╭─ Data excerpt

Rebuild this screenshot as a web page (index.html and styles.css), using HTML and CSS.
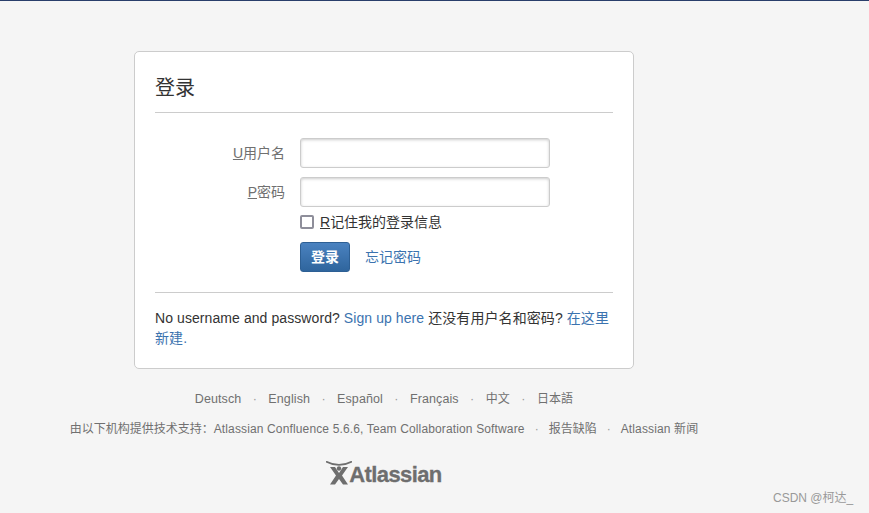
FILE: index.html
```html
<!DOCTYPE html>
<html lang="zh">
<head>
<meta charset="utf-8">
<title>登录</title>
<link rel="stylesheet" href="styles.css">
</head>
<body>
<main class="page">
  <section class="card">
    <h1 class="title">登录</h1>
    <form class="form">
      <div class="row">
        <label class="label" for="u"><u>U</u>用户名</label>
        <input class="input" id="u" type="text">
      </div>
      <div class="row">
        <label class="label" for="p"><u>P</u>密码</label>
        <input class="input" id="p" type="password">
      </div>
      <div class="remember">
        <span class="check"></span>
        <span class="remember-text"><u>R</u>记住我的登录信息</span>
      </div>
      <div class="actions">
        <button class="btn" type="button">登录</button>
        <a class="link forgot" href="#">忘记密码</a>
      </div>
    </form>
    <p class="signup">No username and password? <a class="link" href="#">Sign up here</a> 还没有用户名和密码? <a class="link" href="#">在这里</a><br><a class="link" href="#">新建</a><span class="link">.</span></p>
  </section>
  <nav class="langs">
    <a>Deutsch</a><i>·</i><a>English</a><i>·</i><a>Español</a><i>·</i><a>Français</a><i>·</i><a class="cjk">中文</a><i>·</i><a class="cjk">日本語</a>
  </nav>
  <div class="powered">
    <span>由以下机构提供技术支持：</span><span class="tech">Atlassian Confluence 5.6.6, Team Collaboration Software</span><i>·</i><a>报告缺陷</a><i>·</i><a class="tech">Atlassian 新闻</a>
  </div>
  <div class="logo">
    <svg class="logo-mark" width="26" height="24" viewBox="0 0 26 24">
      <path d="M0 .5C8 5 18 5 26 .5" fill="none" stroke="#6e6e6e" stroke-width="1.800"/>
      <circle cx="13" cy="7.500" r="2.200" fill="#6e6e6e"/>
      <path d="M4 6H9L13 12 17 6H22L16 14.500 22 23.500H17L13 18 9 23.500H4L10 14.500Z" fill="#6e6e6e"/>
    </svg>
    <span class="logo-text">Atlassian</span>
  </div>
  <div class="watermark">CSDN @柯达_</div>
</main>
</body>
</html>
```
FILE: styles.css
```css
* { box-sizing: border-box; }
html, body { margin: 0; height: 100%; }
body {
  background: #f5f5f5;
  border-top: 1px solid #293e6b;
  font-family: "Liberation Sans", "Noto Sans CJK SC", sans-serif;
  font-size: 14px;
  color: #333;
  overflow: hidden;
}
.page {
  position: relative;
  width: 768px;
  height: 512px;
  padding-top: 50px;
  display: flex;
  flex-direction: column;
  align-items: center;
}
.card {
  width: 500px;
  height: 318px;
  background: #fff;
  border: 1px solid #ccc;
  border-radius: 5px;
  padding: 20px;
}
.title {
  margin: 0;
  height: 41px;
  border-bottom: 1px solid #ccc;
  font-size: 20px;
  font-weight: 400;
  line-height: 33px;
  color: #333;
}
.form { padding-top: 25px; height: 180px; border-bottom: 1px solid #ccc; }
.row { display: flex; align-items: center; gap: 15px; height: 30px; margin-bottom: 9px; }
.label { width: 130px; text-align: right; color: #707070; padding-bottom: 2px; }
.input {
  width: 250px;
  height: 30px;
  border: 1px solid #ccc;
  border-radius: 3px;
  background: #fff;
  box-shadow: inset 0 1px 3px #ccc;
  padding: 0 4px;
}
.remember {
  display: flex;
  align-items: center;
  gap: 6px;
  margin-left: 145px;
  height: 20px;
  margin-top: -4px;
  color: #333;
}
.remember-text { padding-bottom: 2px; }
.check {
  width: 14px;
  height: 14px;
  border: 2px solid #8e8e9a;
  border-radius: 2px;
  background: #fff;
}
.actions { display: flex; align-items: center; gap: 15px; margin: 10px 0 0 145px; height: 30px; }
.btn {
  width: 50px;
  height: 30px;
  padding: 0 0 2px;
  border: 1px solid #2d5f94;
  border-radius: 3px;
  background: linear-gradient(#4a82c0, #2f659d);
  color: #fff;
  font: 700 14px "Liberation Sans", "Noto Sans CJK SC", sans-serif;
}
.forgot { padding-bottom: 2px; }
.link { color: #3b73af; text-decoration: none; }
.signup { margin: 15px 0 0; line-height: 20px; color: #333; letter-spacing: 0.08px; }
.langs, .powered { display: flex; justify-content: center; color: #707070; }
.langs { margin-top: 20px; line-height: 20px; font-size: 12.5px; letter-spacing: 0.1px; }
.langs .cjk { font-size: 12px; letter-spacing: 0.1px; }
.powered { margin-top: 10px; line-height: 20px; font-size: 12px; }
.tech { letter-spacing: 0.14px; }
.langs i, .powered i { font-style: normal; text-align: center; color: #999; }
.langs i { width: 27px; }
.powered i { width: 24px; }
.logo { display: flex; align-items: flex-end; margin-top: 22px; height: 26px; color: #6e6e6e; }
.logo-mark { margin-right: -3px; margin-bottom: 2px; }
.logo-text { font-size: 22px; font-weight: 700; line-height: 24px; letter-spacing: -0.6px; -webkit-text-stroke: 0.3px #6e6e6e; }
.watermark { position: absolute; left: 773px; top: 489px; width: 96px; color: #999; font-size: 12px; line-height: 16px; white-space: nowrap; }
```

╰─

- [What you have to do]
Reproduce every line exactly and omit all pictures.

- [Output of the exercise]
Rebuild this screenshot as a web page (index.html and styles.css), using HTML and CSS.
FILE: index.html
```html
<!DOCTYPE html>
<html lang="zh">
<head>
<meta charset="utf-8">
<title>登录</title>
<link rel="stylesheet" href="styles.css">
</head>
<body>
<main class="page">
  <section class="card">
    <h1 class="title">登录</h1>
    <form class="form">
      <div class="row">
        <label class="label" for="u"><u>U</u>用户名</label>
        <input class="input" id="u" type="text">
      </div>
      <div class="row">
        <label class="label" for="p"><u>P</u>密码</label>
        <input class="input" id="p" type="password">
      </div>
      <div class="remember">
        <span class="check"></span>
        <span class="remember-text"><u>R</u>记住我的登录信息</span>
      </div>
      <div class="actions">
        <button class="btn" type="button">登录</button>
        <a class="link forgot" href="#">忘记密码</a>
      </div>
    </form>
    <p class="signup">No username and password? <a class="link" href="#">Sign up here</a> 还没有用户名和密码? <a class="link" href="#">在这里</a><br><a class="link" href="#">新建</a><span class="link">.</span></p>
  </section>
  <nav class="langs">
    <a>Deutsch</a><i>·</i><a>English</a><i>·</i><a>Español</a><i>·</i><a>Français</a><i>·</i><a class="cjk">中文</a><i>·</i><a class="cjk">日本語</a>
  </nav>
  <div class="powered">
    <span>由以下机构提供技术支持：</span><span class="tech">Atlassian Confluence 5.6.6, Team Collaboration Software</span><i>·</i><a>报告缺陷</a><i>·</i><a class="tech">Atlassian 新闻</a>
  </div>
  <div class="logo">
    <svg class="logo-mark" width="26" height="24" viewBox="0 0 26 24">
      <path d="M0 .5C8 5 18 5 26 .5" fill="none" stroke="#6e6e6e" stroke-width="1.800"/>
      <circle cx="13" cy="7.500" r="2.200" fill="#6e6e6e"/>
      <path d="M4 6H9L13 12 17 6H22L16 14.500 22 23.500H17L13 18 9 23.500H4L10 14.500Z" fill="#6e6e6e"/>
    </svg>
    <span class="logo-text">Atlassian</span>
  </div>
  <div class="watermark">CSDN @柯达_</div>
</main>
</body>
</html>
```
FILE: styles.css
```css
* { box-sizing: border-box; }
html, body { margin: 0; height: 100%; }
body {
  background: #f5f5f5;
  border-top: 1px solid #293e6b;
  font-family: "Liberation Sans", "Noto Sans CJK SC", sans-serif;
  font-size: 14px;
  color: #333;
  overflow: hidden;
}
.page {
  position: relative;
  width: 768px;
  height: 512px;
  padding-top: 50px;
  display: flex;
  flex-direction: column;
  align-items: center;
}
.card {
  width: 500px;
  height: 318px;
  background: #fff;
  border: 1px solid #ccc;
  border-radius: 5px;
  padding: 20px;
}
.title {
  margin: 0;
  height: 41px;
  border-bottom: 1px solid #ccc;
  font-size: 20px;
  font-weight: 400;
  line-height: 33px;
  color: #333;
}
.form { padding-top: 25px; height: 180px; border-bottom: 1px solid #ccc; }
.row { display: flex; align-items: center; gap: 15px; height: 30px; margin-bottom: 9px; }
.label { width: 130px; text-align: right; color: #707070; padding-bottom: 2px; }
.input {
  width: 250px;
  height: 30px;
  border: 1px solid #ccc;
  border-radius: 3px;
  background: #fff;
  box-shadow: inset 0 1px 3px #ccc;
  padding: 0 4px;
}
.remember {
  display: flex;
  align-items: center;
  gap: 6px;
  margin-left: 145px;
  height: 20px;
  margin-top: -4px;
  color: #333;
}
.remember-text { padding-bottom: 2px; }
.check {
  width: 14px;
  height: 14px;
  border: 2px solid #8e8e9a;
  border-radius: 2px;
  background: #fff;
}
.actions { display: flex; align-items: center; gap: 15px; margin: 10px 0 0 145px; height: 30px; }
.btn {
  width: 50px;
  height: 30px;
  padding: 0 0 2px;
  border: 1px solid #2d5f94;
  border-radius: 3px;
  background: linear-gradient(#4a82c0, #2f659d);
  color: #fff;
  font: 700 14px "Liberation Sans", "Noto Sans CJK SC", sans-serif;
}
.forgot { padding-bottom: 2px; }
.link { color: #3b73af; text-decoration: none; }
.signup { margin: 15px 0 0; line-height: 20px; color: #333; letter-spacing: 0.08px; }
.langs, .powered { display: flex; justify-content: center; color: #707070; }
.langs { margin-top: 20px; line-height: 20px; font-size: 12.5px; letter-spacing: 0.1px; }
.langs .cjk { font-size: 12px; letter-spacing: 0.1px; }
.powered { margin-top: 10px; line-height: 20px; font-size: 12px; }
.tech { letter-spacing: 0.14px; }
.langs i, .powered i { font-style: normal; text-align: center; color: #999; }
.langs i { width: 27px; }
.powered i { width: 24px; }
.logo { display: flex; align-items: flex-end; margin-top: 22px; height: 26px; color: #6e6e6e; }
.logo-mark { margin-right: -3px; margin-bottom: 2px; }
.logo-text { font-size: 22px; font-weight: 700; line-height: 24px; letter-spacing: -0.6px; -webkit-text-stroke: 0.3px #6e6e6e; }
.watermark { position: absolute; left: 773px; top: 489px; width: 96px; color: #999; font-size: 12px; line-height: 16px; white-space: nowrap; }
```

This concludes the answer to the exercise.